Every entry should be repeated exactly. Omit the pictures.

Code that builds pages
+ + + + + + +

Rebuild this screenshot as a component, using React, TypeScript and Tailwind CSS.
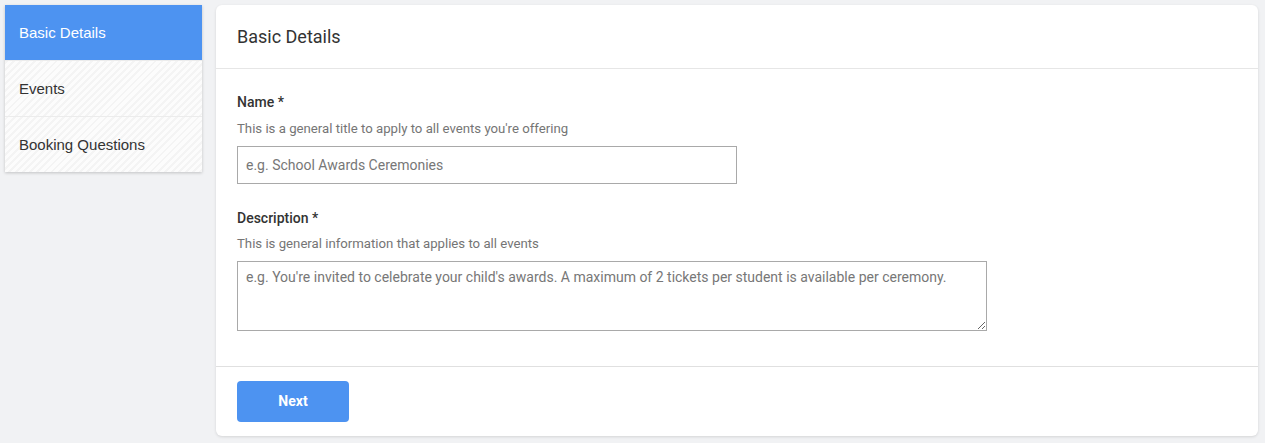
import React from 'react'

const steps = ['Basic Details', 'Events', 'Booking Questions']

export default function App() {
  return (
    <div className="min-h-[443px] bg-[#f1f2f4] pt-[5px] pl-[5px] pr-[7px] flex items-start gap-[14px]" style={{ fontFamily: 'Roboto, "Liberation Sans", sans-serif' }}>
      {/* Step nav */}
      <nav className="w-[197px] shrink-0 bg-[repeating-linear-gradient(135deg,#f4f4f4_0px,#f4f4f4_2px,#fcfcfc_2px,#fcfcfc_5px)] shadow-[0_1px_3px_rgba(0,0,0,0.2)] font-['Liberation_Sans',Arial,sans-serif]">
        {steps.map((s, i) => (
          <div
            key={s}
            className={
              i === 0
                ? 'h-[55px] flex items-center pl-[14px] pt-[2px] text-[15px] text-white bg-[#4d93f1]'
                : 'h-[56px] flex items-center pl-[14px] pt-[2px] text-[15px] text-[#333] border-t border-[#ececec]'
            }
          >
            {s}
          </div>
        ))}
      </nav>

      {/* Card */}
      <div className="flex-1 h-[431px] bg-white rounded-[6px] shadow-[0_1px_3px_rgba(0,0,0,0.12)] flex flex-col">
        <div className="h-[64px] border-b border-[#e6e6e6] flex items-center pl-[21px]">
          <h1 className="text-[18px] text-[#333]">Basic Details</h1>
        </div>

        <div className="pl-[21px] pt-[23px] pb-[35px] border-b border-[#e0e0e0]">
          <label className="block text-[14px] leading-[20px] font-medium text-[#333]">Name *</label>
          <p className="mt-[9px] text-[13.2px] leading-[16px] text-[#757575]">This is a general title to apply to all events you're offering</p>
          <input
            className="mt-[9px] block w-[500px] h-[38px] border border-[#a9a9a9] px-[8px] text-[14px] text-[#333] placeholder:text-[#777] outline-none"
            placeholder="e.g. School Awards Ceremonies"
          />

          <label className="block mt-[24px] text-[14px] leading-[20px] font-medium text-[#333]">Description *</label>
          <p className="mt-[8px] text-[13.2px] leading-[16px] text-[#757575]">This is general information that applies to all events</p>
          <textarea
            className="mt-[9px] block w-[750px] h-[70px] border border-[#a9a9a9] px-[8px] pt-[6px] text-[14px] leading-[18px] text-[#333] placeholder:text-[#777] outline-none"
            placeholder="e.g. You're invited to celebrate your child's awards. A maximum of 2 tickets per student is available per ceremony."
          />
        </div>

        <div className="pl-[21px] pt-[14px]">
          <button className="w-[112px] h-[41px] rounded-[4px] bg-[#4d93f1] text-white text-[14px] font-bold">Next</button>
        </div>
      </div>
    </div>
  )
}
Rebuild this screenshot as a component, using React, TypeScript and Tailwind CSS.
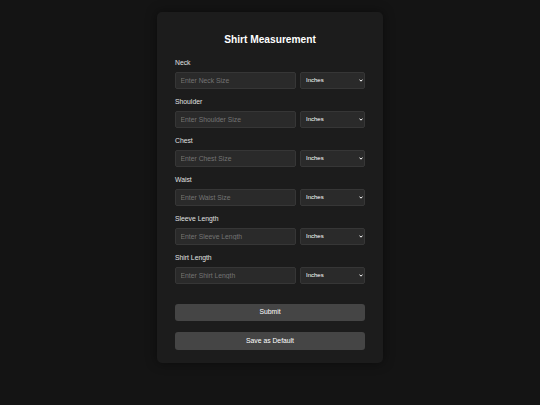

+ + + + + + +

» Solution
Rebuild this screenshot as a component, using React, TypeScript and Tailwind CSS.
import React from 'react'

const steps = ['Basic Details', 'Events', 'Booking Questions']

export default function App() {
  return (
    <div className="min-h-[443px] bg-[#f1f2f4] pt-[5px] pl-[5px] pr-[7px] flex items-start gap-[14px]" style={{ fontFamily: 'Roboto, "Liberation Sans", sans-serif' }}>
      {/* Step nav */}
      <nav className="w-[197px] shrink-0 bg-[repeating-linear-gradient(135deg,#f4f4f4_0px,#f4f4f4_2px,#fcfcfc_2px,#fcfcfc_5px)] shadow-[0_1px_3px_rgba(0,0,0,0.2)] font-['Liberation_Sans',Arial,sans-serif]">
        {steps.map((s, i) => (
          <div
            key={s}
            className={
              i === 0
                ? 'h-[55px] flex items-center pl-[14px] pt-[2px] text-[15px] text-white bg-[#4d93f1]'
                : 'h-[56px] flex items-center pl-[14px] pt-[2px] text-[15px] text-[#333] border-t border-[#ececec]'
            }
          >
            {s}
          </div>
        ))}
      </nav>

      {/* Card */}
      <div className="flex-1 h-[431px] bg-white rounded-[6px] shadow-[0_1px_3px_rgba(0,0,0,0.12)] flex flex-col">
        <div className="h-[64px] border-b border-[#e6e6e6] flex items-center pl-[21px]">
          <h1 className="text-[18px] text-[#333]">Basic Details</h1>
        </div>

        <div className="pl-[21px] pt-[23px] pb-[35px] border-b border-[#e0e0e0]">
          <label className="block text-[14px] leading-[20px] font-medium text-[#333]">Name *</label>
          <p className="mt-[9px] text-[13.2px] leading-[16px] text-[#757575]">This is a general title to apply to all events you're offering</p>
          <input
            className="mt-[9px] block w-[500px] h-[38px] border border-[#a9a9a9] px-[8px] text-[14px] text-[#333] placeholder:text-[#777] outline-none"
            placeholder="e.g. School Awards Ceremonies"
          />

          <label className="block mt-[24px] text-[14px] leading-[20px] font-medium text-[#333]">Description *</label>
          <p className="mt-[8px] text-[13.2px] leading-[16px] text-[#757575]">This is general information that applies to all events</p>
          <textarea
            className="mt-[9px] block w-[750px] h-[70px] border border-[#a9a9a9] px-[8px] pt-[6px] text-[14px] leading-[18px] text-[#333] placeholder:text-[#777] outline-none"
            placeholder="e.g. You're invited to celebrate your child's awards. A maximum of 2 tickets per student is available per ceremony."
          />
        </div>

        <div className="pl-[21px] pt-[14px]">
          <button className="w-[112px] h-[41px] rounded-[4px] bg-[#4d93f1] text-white text-[14px] font-bold">Next</button>
        </div>
      </div>
    </div>
  )
}
Rebuild this screenshot as a component, using React, TypeScript and Tailwind CSS.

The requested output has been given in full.